Aqui, funciona assim: censuras justas são recebidas, incorporadas e carregadas ao colo. O pai do cronista era bancário. Morreu cedo e pobre, coisa rara. Entretanto, era sábio. Ensinou ao filho que a caneta do poeta era mais perigosa que o florete do espadachim. Dentro do contexto, na medida em que hoje os instrumentos de escrita são os computadores, é bom pensar bem antes de digitar. Leva-se uma caçambada no retorno. Assim, ultrapassado o incidente gerado pelo jovem promotor público identificado, diga-se que a OEA há de receber as reclamações e talvez, daqui a uns 20 anos, mande saber onde estão as cabeças dos detentos porque, em última análise, é preciso identificá-los.

Mais que isso não se espere. Tocante ao resto, deixe-se bem claro que o Ministério Público brasileiro, federal ou estadual, tem do cronista enorme respeito, pois vem exercitando atribuições importantíssimas na recuperação ética da nação. Mas há duas particularidades pedindo realce, constituindo, sim, omissão séria da instituição: a primeira diz com uma devassa no Ministério da Educação a saber a razão pela qual o Brasil tem mais de 1.300 cursos de Direito. Faz 40 anos o cronista belisca o Ministério Público a respeito do tema.

A outra reivindicação diz, é claro, com os presídios brasileiros. O escriba leu em Antônio Damásio, dos maiores neurocientistas mundiais, um comentário conhecido por qualquer faxineiro de esquina: o ser humano é bicho e não tem comportamento muito diferente dos animais inferiores, exceção feita, é claro, à comparação com as minhocas, sabendo-se que estas têm 350 neurônios. O homem dispõe de 85 bilhões e faz as mesmas bobagens, guardadas as proporções. Dentro do contexto, seres humanos e outros animais se comportam de acordo com seus feromônios. Sentem cheiros. Assim, quando o transeunte passa a uma centena de metros de um desses apodrecidos cadeiões paulistas, sente o horror daquela mistura de batata cozida com creolina. Se não sente é porque se acostumou, valendo dizer que alguns dos presídios citados se encontram a poucos metros de fórum regional.

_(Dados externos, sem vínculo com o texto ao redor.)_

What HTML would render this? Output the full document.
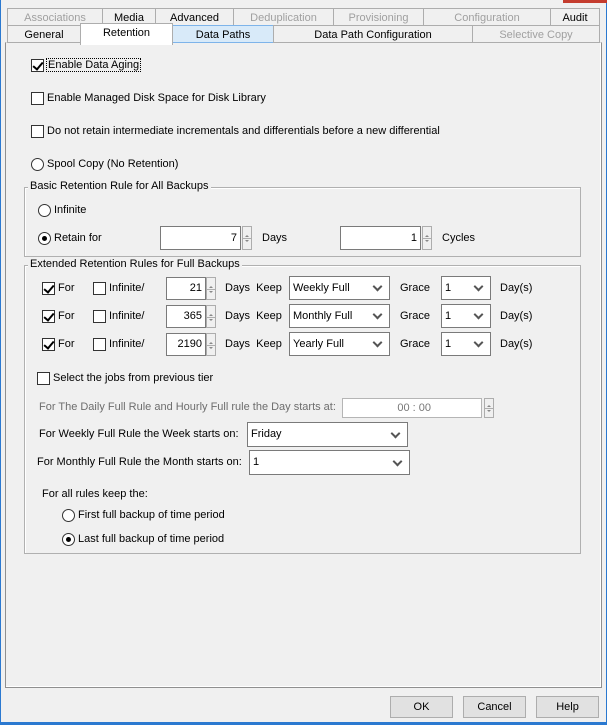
<!DOCTYPE html>
<html><head><style>
*{box-sizing:border-box;margin:0;padding:0}
body{width:607px;height:725px;background:#f0f0f0;font:11px "Liberation Sans",sans-serif;color:#000;position:relative;overflow:hidden}
.a{position:absolute;white-space:nowrap}
.tab{position:absolute;border:1px solid #adadad;background:#f0f0f0;text-align:center;height:19px;line-height:18px;font-size:11px}
.dis{color:#a0a0a0}
.cb{position:absolute;width:13px;height:13px;border:1px solid #333;background:#fff}
.cb.on::after{content:"";position:absolute;left:3px;top:0px;width:4px;height:8px;border:solid #000;border-width:0 2px 2px 0;transform:rotate(40deg)}
.rb{position:absolute;width:13px;height:13px;border:1px solid #333;border-radius:50%;background:#fff}
.rb.on::after{content:"";position:absolute;left:3px;top:3px;width:5px;height:5px;border-radius:50%;background:#000}
.box{position:absolute;border:1px solid #7a7a7a;background:#fff;text-align:right;padding-right:3px}
.sp{position:absolute;width:10px;border:1px solid #adadad;background:#f0f0f0}
.sp::before{content:"";position:absolute;left:50%;top:50%;width:0;height:0;margin-left:-2px;margin-top:-5px;border:2px solid transparent;border-bottom:2px solid #888}
.sp::after{content:"";position:absolute;left:50%;top:50%;width:0;height:0;margin-left:-2px;margin-top:2px;border:2px solid transparent;border-top:2px solid #888}
.sp i{position:absolute;left:0;right:0;top:50%;border-top:1px solid #adadad}
.cmb{position:absolute;border:1px solid #7a7a7a;background:#fff;padding-left:3px}
.cmb::after{content:"";position:absolute;right:8px;top:50%;margin-top:-5px;width:5px;height:5px;border:solid #555;border-width:0 2px 2px 0;transform:rotate(45deg)}
.grp{position:absolute;border:1px solid #b0b0b0;box-shadow:1px 1px 0 #fff inset}
.gt{position:absolute;background:#f0f0f0;padding:0 2px}
.btn{position:absolute;border:1px solid #adadad;background:#e1e1e1;text-align:center;height:22px;line-height:20px}
</style></head><body>
<div class="a" style="left:0;top:0;width:1px;height:725px;background:#2b79d0"></div>
<div class="a" style="left:0;top:722px;width:607px;height:3px;background:#2b79d0"></div>
<div class="a" style="right:0;top:0;width:1px;height:725px;background:#2b79d0"></div>
<div class="a" style="left:563px;top:0;width:44px;height:3px;background:#c43c2e"></div>
<div class="a" style="left:5px;top:42px;width:597px;height:646px;border:1px solid #8f8f8f;border-top-color:#d8d8d8;box-shadow:-1px -1px 0 #fff inset"></div>
<div class="tab dis" style="left:7px;top:8px;width:96px">Associations</div>
<div class="tab" style="left:102px;top:8px;width:54px">Media</div>
<div class="tab" style="left:155px;top:8px;width:79px">Advanced</div>
<div class="tab dis" style="left:233px;top:8px;width:101px">Deduplication</div>
<div class="tab dis" style="left:333px;top:8px;width:91px">Provisioning</div>
<div class="tab dis" style="left:423px;top:8px;width:128px">Configuration</div>
<div class="tab" style="left:550px;top:8px;width:50px">Audit</div>
<div class="tab" style="left:7px;top:25px;width:74px;height:18px">General</div>
<div class="tab" style="left:172px;top:25px;width:102px;height:18px;background:#d8eaf9;border-color:#7eb4ea">Data Paths</div>
<div class="tab" style="left:273px;top:25px;width:200px;height:18px">Data Path Configuration</div>
<div class="tab dis" style="left:472px;top:25px;width:128px;height:18px">Selective Copy</div>
<div class="tab" style="left:80px;top:23px;width:93px;height:22px;background:#fff;border-bottom:none;line-height:18px">Retention</div>

<div class="cb on" style="left:31px;top:59px"></div><div class="a" style="left:46px;top:58px;border:1px dotted #000;padding:0 1px">Enable Data Aging</div>
<div class="cb" style="left:31px;top:92px"></div><div class="a" style="left:47px;top:92px">Enable Managed Disk Space for Disk Library</div>
<div class="cb" style="left:31px;top:125px"></div><div class="a" style="left:47px;top:125px">Do not retain intermediate incrementals and differentials before a new differential</div>
<div class="rb" style="left:31px;top:158px"></div><div class="a" style="left:47px;top:158px">Spool Copy (No Retention)</div>

<div class="grp" style="left:24px;top:187px;width:557px;height:70px"></div>
<div class="gt" style="left:28px;top:180px">Basic Retention Rule for All Backups</div>
<div class="rb" style="left:38px;top:204px"></div><div class="a" style="left:54px;top:204px">Infinite</div>
<div class="rb on" style="left:38px;top:232px"></div><div class="a" style="left:54px;top:232px">Retain for</div>
<div class="box" style="left:160px;top:226px;width:81px;height:24px;line-height:22px">7</div>
<div class="sp" style="left:242px;top:226px;height:24px"><i></i></div>
<div class="a" style="left:262px;top:232px">Days</div>
<div class="box" style="left:340px;top:226px;width:81px;height:24px;line-height:22px">1</div>
<div class="sp" style="left:422px;top:226px;height:24px"><i></i></div>
<div class="a" style="left:442px;top:232px">Cycles</div>

<div class="grp" style="left:24px;top:265px;width:557px;height:289px"></div>
<div class="gt" style="left:28px;top:258px">Extended Retention Rules for Full Backups</div>

<div class="cb on" style="left:42px;top:282px"></div><div class="a" style="left:58px;top:282px">For</div>
<div class="cb" style="left:93px;top:282px"></div><div class="a" style="left:109px;top:282px">Infinite/</div>
<div class="box" style="left:166px;top:277px;width:40px;height:23px;line-height:21px">21</div><div class="sp" style="left:206px;top:277px;height:23px"><i></i></div>
<div class="a" style="left:225px;top:282px">Days&nbsp; Keep</div>
<div class="cmb" style="left:289px;top:276px;width:101px;height:24px;line-height:22px">Weekly Full</div>
<div class="a" style="left:400px;top:282px">Grace</div>
<div class="cmb" style="left:441px;top:276px;width:50px;height:24px;line-height:22px">1</div>
<div class="a" style="left:500px;top:282px">Day(s)</div>

<div class="cb on" style="left:42px;top:310px"></div><div class="a" style="left:58px;top:310px">For</div>
<div class="cb" style="left:93px;top:310px"></div><div class="a" style="left:109px;top:310px">Infinite/</div>
<div class="box" style="left:166px;top:305px;width:40px;height:23px;line-height:21px">365</div><div class="sp" style="left:206px;top:305px;height:23px"><i></i></div>
<div class="a" style="left:225px;top:310px">Days&nbsp; Keep</div>
<div class="cmb" style="left:289px;top:304px;width:101px;height:24px;line-height:22px">Monthly Full</div>
<div class="a" style="left:400px;top:310px">Grace</div>
<div class="cmb" style="left:441px;top:304px;width:50px;height:24px;line-height:22px">1</div>
<div class="a" style="left:500px;top:310px">Day(s)</div>

<div class="cb on" style="left:42px;top:338px"></div><div class="a" style="left:58px;top:338px">For</div>
<div class="cb" style="left:93px;top:338px"></div><div class="a" style="left:109px;top:338px">Infinite/</div>
<div class="box" style="left:166px;top:333px;width:40px;height:23px;line-height:21px">2190</div><div class="sp" style="left:206px;top:333px;height:23px"><i></i></div>
<div class="a" style="left:225px;top:338px">Days&nbsp; Keep</div>
<div class="cmb" style="left:289px;top:332px;width:101px;height:24px;line-height:22px">Yearly Full</div>
<div class="a" style="left:400px;top:338px">Grace</div>
<div class="cmb" style="left:441px;top:332px;width:50px;height:24px;line-height:22px">1</div>
<div class="a" style="left:500px;top:338px">Day(s)</div>

<div class="cb" style="left:37px;top:372px"></div><div class="a" style="left:53px;top:372px">Select the jobs from previous tier</div>
<div class="a" style="left:39px;top:401px;color:#6d6d6d">For The Daily Full Rule and Hourly Full rule the Day starts at:</div>
<div class="box" style="left:342px;top:398px;width:140px;height:20px;line-height:18px;border-color:#b5b5b5;color:#777;padding-right:50px">00 : 00</div>
<div class="sp" style="left:484px;top:398px;height:20px"><i></i></div>
<div class="a" style="left:39px;top:428px">For Weekly Full Rule the Week starts on:</div>
<div class="cmb" style="left:247px;top:422px;width:161px;height:25px;line-height:23px">Friday</div>
<div class="a" style="left:37px;top:456px">For Monthly Full Rule the Month starts on:</div>
<div class="cmb" style="left:249px;top:450px;width:161px;height:25px;line-height:23px">1</div>
<div class="a" style="left:42px;top:488px">For all rules keep the:</div>
<div class="rb" style="left:62px;top:509px"></div><div class="a" style="left:78px;top:509px">First full backup of time period</div>
<div class="rb on" style="left:62px;top:533px"></div><div class="a" style="left:78px;top:533px">Last full backup of time period</div>

<div class="btn" style="left:390px;top:696px;width:63px">OK</div>
<div class="btn" style="left:463px;top:696px;width:63px">Cancel</div>
<div class="btn" style="left:536px;top:696px;width:63px">Help</div>
</body></html>
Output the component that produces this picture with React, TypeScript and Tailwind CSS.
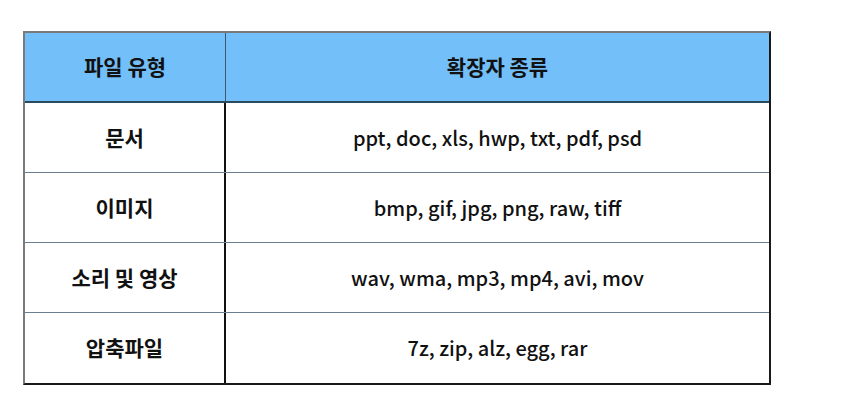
import React from 'react';

const rows = [
  { type: '문서', ext: 'ppt, doc, xls, hwp, txt, pdf, psd' },
  { type: '이미지', ext: 'bmp, gif, jpg, png, raw, tiff' },
  { type: '소리 및 영상', ext: 'wav, wma, mp3, mp4, avi, mov' },
  { type: '압축파일', ext: '7z, zip, alz, egg, rar' },
];

export default function App() {
  return (
    <div
      className="w-[866px] h-[410px] bg-white pt-[31px] pl-[23px]"
      style={{ fontFamily: '"Noto Sans CJK KR", "Noto Sans", sans-serif' }}
    >
      <div className="w-[748px] border-l-2 border-l-[#7a7a7a] border-t-2 border-t-[#7a7a7a] border-r-2 border-r-[#1a1a1a] border-b-2 border-b-[#1a1a1a]">
        <div className="grid grid-cols-[201px_1fr] h-[70px] bg-[#73bffa] border-b-2 border-b-[#2a4a60] text-[21px] font-bold text-[#111]">
          <div className="flex items-center justify-center border-r border-r-[#3b5a70]">파일 유형</div>
          <div className="flex items-center justify-center">확장자 종류</div>
        </div>
        {rows.map((r, i) => (
          <div
            key={r.type}
            className={`grid grid-cols-[201px_1fr] h-[70px] text-[#111] ${
              i < rows.length - 1 ? 'border-b border-b-[#6b7f90]' : ''
            }`}
          >
            <div className="flex items-center justify-center border-r-2 border-r-[#111] font-bold text-[21px]">{r.type}</div>
            <div className="flex items-center justify-center text-[20px] font-medium">{r.ext}</div>
          </div>
        ))}
      </div>
    </div>
  );
}
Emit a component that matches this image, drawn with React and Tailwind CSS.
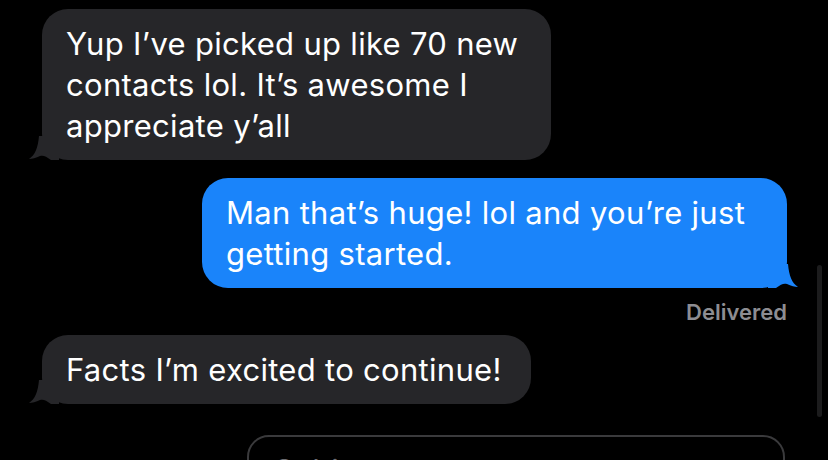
import React from "react";

// Balon kuyruğu (sol / sağ)
const Tail = ({ side, color }) => {
  if (side === "left") {
    return (
      <svg
        className="absolute bottom-0 left-[-13px]"
        width="30"
        height="24"
        viewBox="0 0 30 24"
      >
        <path
          d="M30 0 L30 24 L22 24 C17 20 14 19 11 20 C7 22 3 23 0 23 C6 19 9 12 10 0 Z"
          fill={color}
        />
      </svg>
    );
  }
  return (
    <svg
      className="absolute bottom-0 right-[-11px]"
      width="30"
      height="24"
      viewBox="0 0 30 24"
    >
      <path
        d="M0 0 L0 24 L8 24 C13 20 16 19 19 20 C23 22 27 23 30 23 C24 19 21 12 20 0 Z"
        fill={color}
      />
    </svg>
  );
};

const Bubble = ({ children, side, className }) => {
  const color = side === "left" ? "#262629" : "#1a84fa";
  return (
    <div
      className={`relative rounded-[26px] px-6 text-[31px] leading-[41px] tracking-[0.3px] text-white ${
        side === "left" ? "bg-[#262629]" : "bg-[#1a84fa]"
      } ${className}`}
    >
      {children}
      <Tail side={side} color={color} />
    </div>
  );
};

export default function App() {
  return (
    <div
      className="relative h-[460px] w-[828px] overflow-hidden bg-black"
      style={{ fontFamily: "Inter, 'Liberation Sans', sans-serif" }}
    >
      {/* kaydırma çubuğu */}
      <div className="absolute right-[6px] top-[265px] h-[152px] w-[5px] rounded-full bg-[#1c1c1d]" />

      <div className="flex flex-col pt-[9px]">
        <Bubble side="left" className="ml-[42px] w-[509px] py-[14px]">
          Yup I’ve picked up like 70 new
          <br />
          contacts lol. It’s awesome I
          <br />
          appreciate y’all
        </Bubble>

        <Bubble side="right" className="ml-[202px] mt-[18px] w-[585px] py-[14px]">
          Man that’s huge! lol and you’re just
          <br />
          getting started.
        </Bubble>

        <div className="mr-[41px] mt-[10px] text-right text-[22px] font-semibold leading-[28px] text-[#8d8d92]">
          Delivered
        </div>

        <div className="mt-[9px] flex">
          <Bubble side="left" className="ml-[42px] w-[489px] py-[14px]">
            Facts I’m excited to continue!
          </Bubble>
        </div>

        <div className="ml-[247px] mt-[31px] h-[60px] w-[538px] rounded-[22px] border-2 border-[#3a3a3c] px-[25px] pt-[16px] text-[31px] leading-[36px] text-[#6d6d72]">
          Subject
        </div>
      </div>
    </div>
  );
}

O problema penitenciário, no país, é extremamente sério. Quando o cronista era pequeno, achava que havia gente obrigada à impecabilidade. Em outros termos, o policial, o juiz, o promotor de Justiça enfim, eram impecáveis, porque quem prende não pode ter defeitos, quem persegue precisa ter comportamento mais imaculado de freira carmelita e quem julga precisa, todas as manhãs, fazer ato de contrição, para poder despir-se das pequenas ou grandes tentações.

Envelhecendo, o escrevinhador sabe que assim não é porque, procurando bem “todo mundo tem perebas, só a bailarina que não tem” (Edu Lobo). Mas é imprescindível, sim, o apefeiçoamento no combate terrível entre o bem e o mal, a assunção das obrigações na plenitude ou, em alternativa ruim, o perdimento da memória.

Nesse sentido, agora, o Maranhão de Roseana Sarney está mostrando as cabeças dos decapitados nas bandejas de prata do Palácio, concomitantemente aos lagostins encomendados. É exemplo sardônico, mas está na Bíblia. Basta lembrar Judith e Holofernes. Ela oferecera a cabeça do general grego numa enorme salva, durante festejos. Faltou champanhe mas, no Maranhão, tal bebida já foi encomendada.